Data for the task:
--- START ---

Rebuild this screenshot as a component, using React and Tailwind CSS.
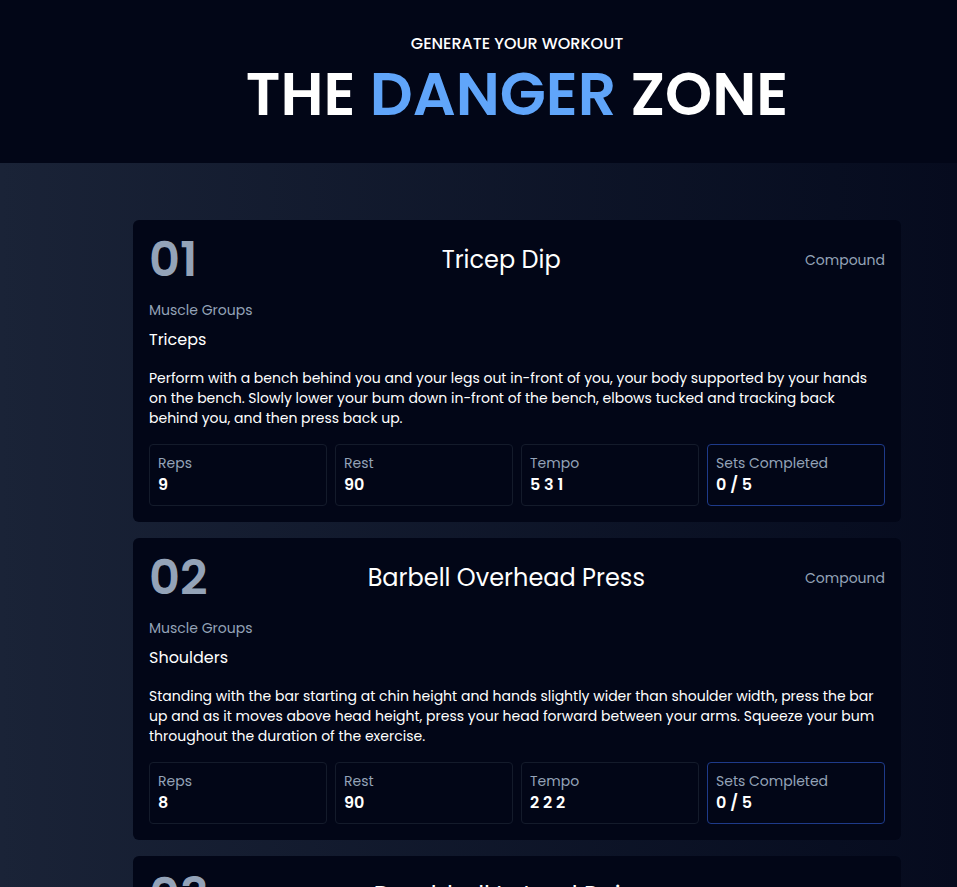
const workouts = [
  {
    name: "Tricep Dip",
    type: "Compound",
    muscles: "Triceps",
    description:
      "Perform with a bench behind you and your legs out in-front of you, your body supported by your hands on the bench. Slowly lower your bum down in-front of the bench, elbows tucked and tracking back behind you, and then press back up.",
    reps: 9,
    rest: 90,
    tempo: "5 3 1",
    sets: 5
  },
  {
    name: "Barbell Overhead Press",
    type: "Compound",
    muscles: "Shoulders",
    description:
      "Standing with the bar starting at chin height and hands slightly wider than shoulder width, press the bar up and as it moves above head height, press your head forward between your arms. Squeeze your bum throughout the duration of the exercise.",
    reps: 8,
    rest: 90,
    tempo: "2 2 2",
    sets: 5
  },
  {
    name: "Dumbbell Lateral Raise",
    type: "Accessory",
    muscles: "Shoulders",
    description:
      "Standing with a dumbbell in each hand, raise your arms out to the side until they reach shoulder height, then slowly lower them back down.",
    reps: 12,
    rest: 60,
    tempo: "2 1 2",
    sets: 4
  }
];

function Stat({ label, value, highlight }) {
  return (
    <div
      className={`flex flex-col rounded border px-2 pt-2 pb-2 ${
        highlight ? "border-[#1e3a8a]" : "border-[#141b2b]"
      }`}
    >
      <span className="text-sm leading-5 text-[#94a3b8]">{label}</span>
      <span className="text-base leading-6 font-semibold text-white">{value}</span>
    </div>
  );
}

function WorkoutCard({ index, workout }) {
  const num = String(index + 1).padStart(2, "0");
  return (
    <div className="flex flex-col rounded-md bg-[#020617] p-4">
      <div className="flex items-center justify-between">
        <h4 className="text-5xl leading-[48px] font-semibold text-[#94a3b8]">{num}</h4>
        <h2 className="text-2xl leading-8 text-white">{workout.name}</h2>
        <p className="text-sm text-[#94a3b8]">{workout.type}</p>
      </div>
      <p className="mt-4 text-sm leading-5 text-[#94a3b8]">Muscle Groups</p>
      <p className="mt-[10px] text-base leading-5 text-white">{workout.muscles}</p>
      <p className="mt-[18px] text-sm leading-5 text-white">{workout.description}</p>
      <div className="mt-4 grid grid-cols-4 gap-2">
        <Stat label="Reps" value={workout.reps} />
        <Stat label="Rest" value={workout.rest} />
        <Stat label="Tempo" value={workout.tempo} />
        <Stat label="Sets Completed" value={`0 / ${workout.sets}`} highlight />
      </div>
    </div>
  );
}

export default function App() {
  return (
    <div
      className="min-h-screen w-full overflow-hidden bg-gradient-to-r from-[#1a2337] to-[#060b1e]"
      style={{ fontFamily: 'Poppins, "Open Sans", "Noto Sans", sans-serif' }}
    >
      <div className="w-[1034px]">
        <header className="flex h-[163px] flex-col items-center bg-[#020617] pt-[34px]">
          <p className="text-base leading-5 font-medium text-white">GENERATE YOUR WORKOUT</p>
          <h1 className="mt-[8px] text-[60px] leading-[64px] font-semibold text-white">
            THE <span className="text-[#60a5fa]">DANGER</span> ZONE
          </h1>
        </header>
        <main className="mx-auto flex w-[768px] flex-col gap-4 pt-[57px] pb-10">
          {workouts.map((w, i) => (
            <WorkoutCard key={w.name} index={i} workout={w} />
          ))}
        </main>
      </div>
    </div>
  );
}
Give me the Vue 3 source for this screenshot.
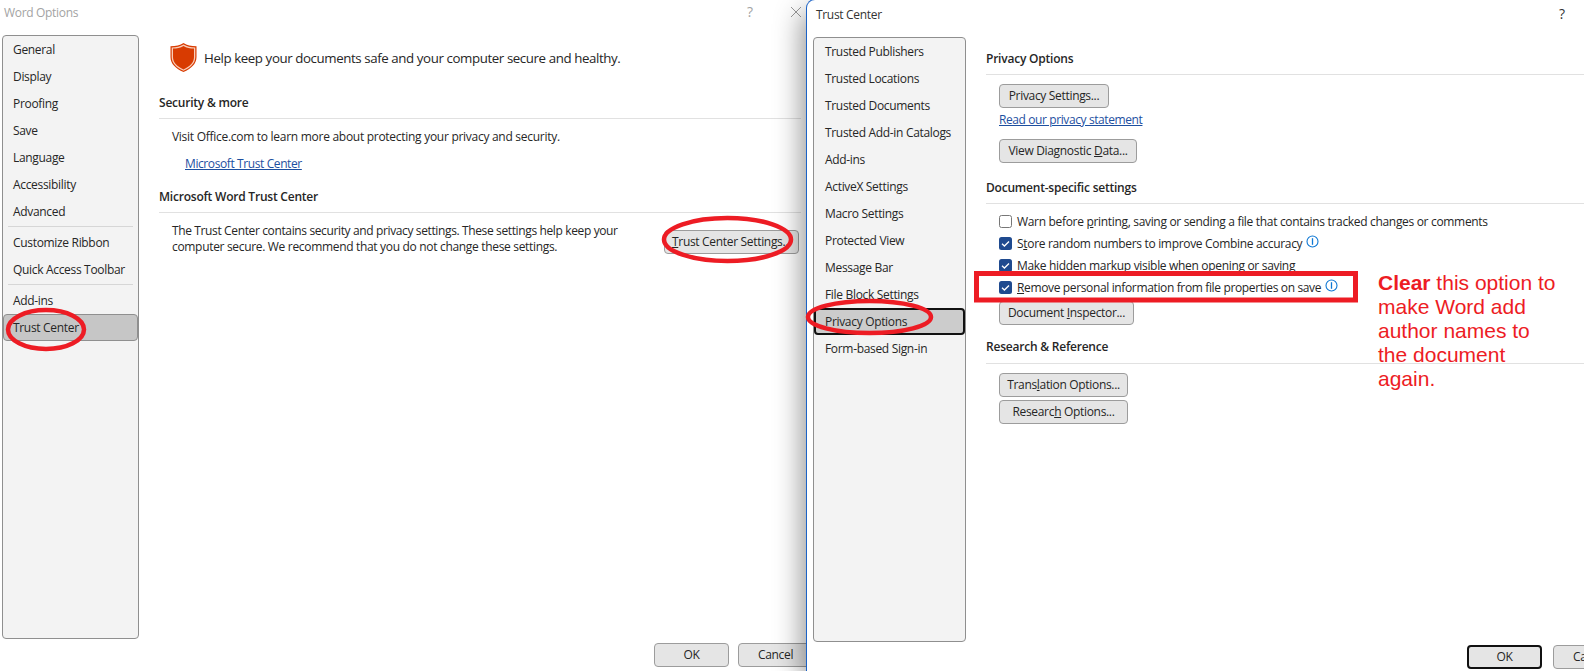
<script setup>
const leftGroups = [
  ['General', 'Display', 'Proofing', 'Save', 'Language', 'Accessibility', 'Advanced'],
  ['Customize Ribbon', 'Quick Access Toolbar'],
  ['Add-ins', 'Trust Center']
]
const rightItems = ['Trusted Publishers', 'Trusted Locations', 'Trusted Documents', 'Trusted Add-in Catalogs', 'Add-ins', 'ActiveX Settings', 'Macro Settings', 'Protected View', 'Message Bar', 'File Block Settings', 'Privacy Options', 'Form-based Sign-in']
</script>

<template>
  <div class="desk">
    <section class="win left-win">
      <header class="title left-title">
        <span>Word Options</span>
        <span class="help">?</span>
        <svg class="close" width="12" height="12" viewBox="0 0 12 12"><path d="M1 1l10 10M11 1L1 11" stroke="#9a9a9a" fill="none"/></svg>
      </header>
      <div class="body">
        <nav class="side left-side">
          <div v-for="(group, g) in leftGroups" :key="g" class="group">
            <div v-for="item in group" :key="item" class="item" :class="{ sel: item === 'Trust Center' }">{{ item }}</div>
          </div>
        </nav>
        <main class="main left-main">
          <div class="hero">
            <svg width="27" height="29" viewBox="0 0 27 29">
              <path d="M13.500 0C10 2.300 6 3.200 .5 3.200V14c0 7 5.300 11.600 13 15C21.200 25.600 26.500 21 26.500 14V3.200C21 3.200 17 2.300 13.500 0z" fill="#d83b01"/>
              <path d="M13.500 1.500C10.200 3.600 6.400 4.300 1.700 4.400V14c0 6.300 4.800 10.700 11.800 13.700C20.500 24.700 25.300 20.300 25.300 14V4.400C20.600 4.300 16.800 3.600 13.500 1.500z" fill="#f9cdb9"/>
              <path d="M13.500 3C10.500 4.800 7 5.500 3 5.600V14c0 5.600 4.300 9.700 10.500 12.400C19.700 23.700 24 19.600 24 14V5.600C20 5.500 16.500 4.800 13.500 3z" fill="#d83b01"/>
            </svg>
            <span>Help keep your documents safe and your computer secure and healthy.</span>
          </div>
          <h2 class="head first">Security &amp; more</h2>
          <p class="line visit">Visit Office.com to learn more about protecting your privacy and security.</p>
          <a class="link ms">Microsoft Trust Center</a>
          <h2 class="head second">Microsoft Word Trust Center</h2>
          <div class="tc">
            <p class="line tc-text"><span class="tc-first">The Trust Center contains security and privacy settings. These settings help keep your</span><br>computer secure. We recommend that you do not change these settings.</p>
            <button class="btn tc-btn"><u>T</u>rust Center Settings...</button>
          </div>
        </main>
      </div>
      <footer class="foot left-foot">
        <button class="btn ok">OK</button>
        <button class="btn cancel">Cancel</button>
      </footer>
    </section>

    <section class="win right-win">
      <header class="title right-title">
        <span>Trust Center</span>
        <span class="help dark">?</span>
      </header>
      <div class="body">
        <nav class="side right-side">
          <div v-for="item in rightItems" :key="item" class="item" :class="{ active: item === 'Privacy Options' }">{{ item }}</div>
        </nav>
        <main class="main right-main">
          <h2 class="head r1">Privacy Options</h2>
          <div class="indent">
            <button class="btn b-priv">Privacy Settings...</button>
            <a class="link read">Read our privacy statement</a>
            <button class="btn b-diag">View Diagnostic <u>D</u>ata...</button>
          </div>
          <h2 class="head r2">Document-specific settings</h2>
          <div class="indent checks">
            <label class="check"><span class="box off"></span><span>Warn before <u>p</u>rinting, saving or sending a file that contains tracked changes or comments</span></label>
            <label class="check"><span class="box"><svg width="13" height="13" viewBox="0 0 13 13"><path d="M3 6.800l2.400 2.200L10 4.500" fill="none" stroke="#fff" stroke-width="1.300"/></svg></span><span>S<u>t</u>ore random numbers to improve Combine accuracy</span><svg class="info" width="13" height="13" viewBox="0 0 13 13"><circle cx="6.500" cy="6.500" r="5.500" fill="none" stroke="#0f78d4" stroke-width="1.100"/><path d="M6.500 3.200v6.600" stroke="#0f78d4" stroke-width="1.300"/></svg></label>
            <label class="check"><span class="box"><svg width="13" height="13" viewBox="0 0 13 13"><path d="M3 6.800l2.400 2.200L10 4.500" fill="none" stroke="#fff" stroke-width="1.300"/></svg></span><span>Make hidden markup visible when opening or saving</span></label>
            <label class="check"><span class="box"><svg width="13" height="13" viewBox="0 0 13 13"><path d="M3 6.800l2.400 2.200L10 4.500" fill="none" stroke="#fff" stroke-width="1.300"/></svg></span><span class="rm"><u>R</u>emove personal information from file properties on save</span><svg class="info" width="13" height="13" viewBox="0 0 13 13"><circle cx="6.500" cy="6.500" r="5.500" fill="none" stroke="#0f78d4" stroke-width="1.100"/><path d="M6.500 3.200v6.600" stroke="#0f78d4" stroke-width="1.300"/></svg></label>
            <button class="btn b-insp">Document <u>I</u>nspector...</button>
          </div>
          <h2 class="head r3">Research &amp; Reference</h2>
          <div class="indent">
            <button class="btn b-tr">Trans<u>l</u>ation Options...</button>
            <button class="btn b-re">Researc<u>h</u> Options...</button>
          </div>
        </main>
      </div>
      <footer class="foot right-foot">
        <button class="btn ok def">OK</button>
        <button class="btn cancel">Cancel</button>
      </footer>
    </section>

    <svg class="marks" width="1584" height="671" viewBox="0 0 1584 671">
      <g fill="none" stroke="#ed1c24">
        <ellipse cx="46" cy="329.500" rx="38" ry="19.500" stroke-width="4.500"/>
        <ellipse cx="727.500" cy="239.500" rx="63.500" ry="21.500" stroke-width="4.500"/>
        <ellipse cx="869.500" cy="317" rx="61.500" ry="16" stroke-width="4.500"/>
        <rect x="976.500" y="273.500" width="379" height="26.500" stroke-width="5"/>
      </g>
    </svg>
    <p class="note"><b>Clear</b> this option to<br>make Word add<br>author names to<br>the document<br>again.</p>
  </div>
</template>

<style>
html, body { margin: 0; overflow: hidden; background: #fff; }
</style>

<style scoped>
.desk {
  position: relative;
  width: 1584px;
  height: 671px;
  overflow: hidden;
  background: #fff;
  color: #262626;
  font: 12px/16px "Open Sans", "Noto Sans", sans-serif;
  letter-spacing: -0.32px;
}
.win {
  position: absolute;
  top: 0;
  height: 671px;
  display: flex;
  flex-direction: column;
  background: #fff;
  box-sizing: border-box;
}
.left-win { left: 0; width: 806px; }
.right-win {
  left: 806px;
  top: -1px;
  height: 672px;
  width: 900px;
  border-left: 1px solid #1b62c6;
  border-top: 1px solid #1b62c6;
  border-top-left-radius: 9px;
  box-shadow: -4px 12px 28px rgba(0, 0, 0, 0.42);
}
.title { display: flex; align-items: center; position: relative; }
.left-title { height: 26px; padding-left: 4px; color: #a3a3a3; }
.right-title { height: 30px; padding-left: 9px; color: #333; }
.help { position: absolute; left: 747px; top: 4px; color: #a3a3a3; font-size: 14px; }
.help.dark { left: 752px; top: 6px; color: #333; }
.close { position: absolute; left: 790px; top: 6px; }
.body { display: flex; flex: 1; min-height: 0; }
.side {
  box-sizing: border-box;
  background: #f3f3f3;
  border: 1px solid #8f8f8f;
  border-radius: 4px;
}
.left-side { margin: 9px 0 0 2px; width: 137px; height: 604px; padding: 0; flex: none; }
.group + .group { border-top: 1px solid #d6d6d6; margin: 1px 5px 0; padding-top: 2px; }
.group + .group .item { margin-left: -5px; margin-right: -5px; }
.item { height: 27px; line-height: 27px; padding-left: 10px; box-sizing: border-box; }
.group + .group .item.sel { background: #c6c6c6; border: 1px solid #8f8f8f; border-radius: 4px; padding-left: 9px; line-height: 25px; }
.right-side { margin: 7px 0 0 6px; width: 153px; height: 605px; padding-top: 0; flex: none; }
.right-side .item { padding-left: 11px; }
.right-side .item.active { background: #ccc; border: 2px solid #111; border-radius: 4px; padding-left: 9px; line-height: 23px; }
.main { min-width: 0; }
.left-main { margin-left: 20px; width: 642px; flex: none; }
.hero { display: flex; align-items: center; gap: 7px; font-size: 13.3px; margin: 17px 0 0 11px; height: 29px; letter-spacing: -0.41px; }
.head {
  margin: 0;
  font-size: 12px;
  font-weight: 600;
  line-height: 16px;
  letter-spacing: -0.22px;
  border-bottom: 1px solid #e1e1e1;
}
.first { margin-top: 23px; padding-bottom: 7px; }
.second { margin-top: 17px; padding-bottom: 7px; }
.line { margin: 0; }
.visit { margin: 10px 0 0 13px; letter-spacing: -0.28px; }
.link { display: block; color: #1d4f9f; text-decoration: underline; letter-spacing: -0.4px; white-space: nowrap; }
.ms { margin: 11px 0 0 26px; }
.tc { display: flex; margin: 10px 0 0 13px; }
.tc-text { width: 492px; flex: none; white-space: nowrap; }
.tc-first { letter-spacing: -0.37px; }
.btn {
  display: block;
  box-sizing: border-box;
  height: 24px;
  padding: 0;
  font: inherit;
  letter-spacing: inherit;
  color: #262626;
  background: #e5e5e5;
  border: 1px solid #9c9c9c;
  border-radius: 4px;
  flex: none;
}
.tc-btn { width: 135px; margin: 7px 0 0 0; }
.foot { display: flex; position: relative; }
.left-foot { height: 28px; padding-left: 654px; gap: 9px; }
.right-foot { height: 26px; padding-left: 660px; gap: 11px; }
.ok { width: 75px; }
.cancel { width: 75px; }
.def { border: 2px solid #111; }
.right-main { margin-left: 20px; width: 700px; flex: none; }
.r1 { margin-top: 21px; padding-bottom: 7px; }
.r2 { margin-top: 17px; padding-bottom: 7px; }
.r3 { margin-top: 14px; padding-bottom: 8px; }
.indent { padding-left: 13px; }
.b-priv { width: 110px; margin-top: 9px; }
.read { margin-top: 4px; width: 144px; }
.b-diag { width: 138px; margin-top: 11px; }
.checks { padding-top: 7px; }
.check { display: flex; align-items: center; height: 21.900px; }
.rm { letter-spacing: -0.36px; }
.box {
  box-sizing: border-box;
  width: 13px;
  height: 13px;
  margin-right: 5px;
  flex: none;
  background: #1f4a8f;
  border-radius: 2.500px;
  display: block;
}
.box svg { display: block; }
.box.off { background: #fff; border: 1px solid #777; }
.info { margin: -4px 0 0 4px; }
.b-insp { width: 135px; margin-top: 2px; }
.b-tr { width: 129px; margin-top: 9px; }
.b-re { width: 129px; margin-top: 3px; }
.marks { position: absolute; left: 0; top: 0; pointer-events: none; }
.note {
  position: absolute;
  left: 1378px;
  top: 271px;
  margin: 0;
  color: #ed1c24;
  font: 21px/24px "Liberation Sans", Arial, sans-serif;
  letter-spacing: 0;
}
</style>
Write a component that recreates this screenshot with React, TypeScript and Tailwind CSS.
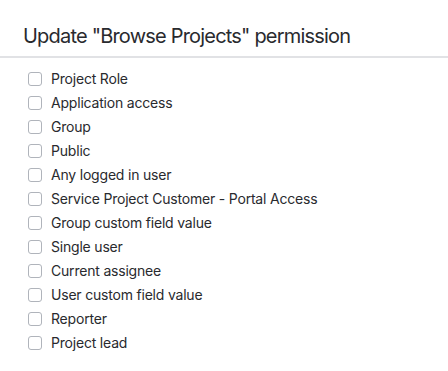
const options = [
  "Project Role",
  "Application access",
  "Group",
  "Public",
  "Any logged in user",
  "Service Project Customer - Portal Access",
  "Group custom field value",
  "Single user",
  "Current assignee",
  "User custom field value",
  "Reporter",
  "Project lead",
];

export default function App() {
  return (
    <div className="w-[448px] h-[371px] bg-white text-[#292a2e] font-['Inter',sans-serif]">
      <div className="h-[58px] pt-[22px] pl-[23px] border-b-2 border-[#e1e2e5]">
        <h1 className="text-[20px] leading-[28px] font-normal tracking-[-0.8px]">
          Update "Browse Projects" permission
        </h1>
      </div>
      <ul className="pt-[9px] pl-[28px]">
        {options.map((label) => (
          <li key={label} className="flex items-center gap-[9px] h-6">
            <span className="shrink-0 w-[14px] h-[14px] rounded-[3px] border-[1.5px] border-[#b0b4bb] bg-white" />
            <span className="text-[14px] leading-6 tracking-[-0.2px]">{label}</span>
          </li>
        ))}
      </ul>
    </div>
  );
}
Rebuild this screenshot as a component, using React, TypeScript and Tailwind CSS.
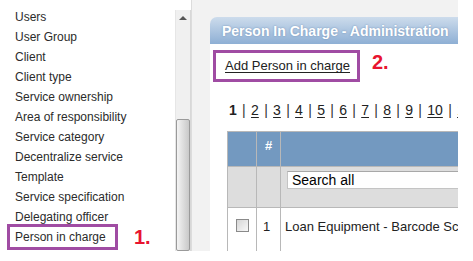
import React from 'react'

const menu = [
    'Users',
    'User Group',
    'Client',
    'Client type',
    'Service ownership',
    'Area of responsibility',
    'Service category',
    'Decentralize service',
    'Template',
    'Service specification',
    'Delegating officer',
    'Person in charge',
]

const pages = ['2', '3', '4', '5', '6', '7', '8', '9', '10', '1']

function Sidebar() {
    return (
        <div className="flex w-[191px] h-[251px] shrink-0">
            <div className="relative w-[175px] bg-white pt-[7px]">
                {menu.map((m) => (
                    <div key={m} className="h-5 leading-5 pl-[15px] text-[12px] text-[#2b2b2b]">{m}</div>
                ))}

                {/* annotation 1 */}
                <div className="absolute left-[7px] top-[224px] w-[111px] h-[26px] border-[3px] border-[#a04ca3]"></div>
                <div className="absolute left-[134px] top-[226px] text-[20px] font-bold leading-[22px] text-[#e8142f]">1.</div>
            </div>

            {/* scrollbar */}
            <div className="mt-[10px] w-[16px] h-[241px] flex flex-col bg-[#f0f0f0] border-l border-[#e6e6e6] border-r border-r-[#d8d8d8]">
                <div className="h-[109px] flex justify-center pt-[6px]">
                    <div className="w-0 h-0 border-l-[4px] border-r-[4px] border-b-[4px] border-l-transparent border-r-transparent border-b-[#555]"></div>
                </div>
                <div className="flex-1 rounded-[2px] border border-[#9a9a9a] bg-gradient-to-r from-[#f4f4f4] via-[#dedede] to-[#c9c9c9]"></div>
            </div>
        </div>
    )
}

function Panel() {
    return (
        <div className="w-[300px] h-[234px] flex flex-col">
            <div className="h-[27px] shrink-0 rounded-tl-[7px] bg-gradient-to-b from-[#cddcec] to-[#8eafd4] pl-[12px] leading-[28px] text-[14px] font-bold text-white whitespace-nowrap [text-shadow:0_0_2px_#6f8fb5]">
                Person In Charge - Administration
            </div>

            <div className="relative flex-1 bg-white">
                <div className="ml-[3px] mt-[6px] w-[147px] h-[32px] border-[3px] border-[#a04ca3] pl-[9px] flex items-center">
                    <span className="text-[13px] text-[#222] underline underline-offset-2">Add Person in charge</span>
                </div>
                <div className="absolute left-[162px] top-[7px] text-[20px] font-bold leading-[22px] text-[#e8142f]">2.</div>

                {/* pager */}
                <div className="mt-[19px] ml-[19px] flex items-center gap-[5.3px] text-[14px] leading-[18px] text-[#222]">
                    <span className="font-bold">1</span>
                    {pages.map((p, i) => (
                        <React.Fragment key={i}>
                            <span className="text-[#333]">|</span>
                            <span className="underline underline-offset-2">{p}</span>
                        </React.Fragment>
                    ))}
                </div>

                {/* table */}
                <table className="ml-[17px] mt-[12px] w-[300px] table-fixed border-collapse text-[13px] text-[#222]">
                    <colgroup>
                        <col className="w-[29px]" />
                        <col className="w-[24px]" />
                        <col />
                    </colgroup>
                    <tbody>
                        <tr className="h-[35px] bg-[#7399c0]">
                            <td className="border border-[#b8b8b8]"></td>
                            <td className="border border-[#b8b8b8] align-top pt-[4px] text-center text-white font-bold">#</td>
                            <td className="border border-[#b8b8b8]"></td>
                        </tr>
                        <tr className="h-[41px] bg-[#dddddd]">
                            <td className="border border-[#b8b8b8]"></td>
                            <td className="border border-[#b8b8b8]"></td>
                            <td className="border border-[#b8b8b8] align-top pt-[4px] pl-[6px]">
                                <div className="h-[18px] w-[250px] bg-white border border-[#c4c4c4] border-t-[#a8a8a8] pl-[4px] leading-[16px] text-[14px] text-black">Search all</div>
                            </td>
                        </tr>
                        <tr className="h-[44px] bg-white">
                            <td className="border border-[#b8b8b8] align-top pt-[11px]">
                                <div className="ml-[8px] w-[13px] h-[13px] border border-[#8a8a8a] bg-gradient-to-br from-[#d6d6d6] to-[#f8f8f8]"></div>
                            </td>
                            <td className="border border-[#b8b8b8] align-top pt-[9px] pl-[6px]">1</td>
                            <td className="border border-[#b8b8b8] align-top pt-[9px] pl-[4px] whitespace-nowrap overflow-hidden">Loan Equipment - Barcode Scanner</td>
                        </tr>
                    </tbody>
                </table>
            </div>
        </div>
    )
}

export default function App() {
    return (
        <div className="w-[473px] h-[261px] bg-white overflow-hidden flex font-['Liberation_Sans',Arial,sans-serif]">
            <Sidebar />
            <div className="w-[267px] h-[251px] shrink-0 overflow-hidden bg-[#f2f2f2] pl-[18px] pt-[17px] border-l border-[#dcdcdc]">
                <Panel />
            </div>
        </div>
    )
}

--- END ---

What to work on:
Identify lines with the string "that". Copy each one.

The result:
            <p class="line tc-text"><span class="tc-first">The Trust Center contains security and privacy settings. These settings help keep your</span><br>computer secure. We recommend that you do not change these settings.</p>
            <label class="check"><span class="box off"></span><span>Warn before <u>p</u>rinting, saving or sending a file that contains tracked changes or comments</span></label>
Write a component that recreates this screenshot with React, TypeScript and Tailwind CSS.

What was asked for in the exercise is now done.